Conclusion on Summary Judgment
Ultimately, the court concluded that the district court erred in its summary judgment ruling regarding the January 2013 transaction by failing to recognize the existence of genuine disputes of material fact. The court underscored that the allegations presented by Peddie were sufficient to warrant further examination by a jury, particularly in light of the potential continuity of enterprise and shareholders. The court's decision thus reversed the summary judgment on this aspect, permitting Peddie to pursue his claims related to the 2013 transaction.
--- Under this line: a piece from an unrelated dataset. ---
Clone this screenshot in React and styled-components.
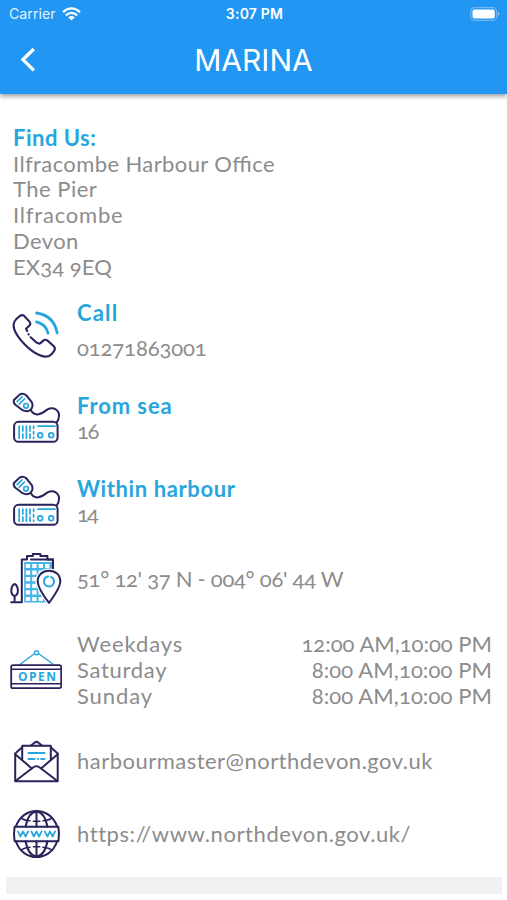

This ruling underscored the importance of allowing factual determinations to be made by a jury in cases where the evidence presented could reasonably support a finding of a de facto merger, reinforcing the equitable underpinnings of corporate law in Nevada.
Reassessment of Conversion Claims
Additionally, the court addressed Peddie's arguments concerning the classification of the transactions as a plan of conversion. The court noted that Peddie had not properly raised this issue at earlier stages in the litigation, specifically during the summary judgment proceedings. Since the district court previously dismissed claims related to a plan of conversion in Peddie's complaint, and Peddie failed to adequately argue or brief this issue thereafter, the court concluded that it was not properly before them on appeal. This ruling emphasized the necessity for litigants to preserve and present their claims clearly and timely in order to seek judicial relief, as issues not adequately raised below cannot be entertained on appeal. Consequently, the court declined to address the conversion theory further, focusing instead on the merits of the de facto merger claims.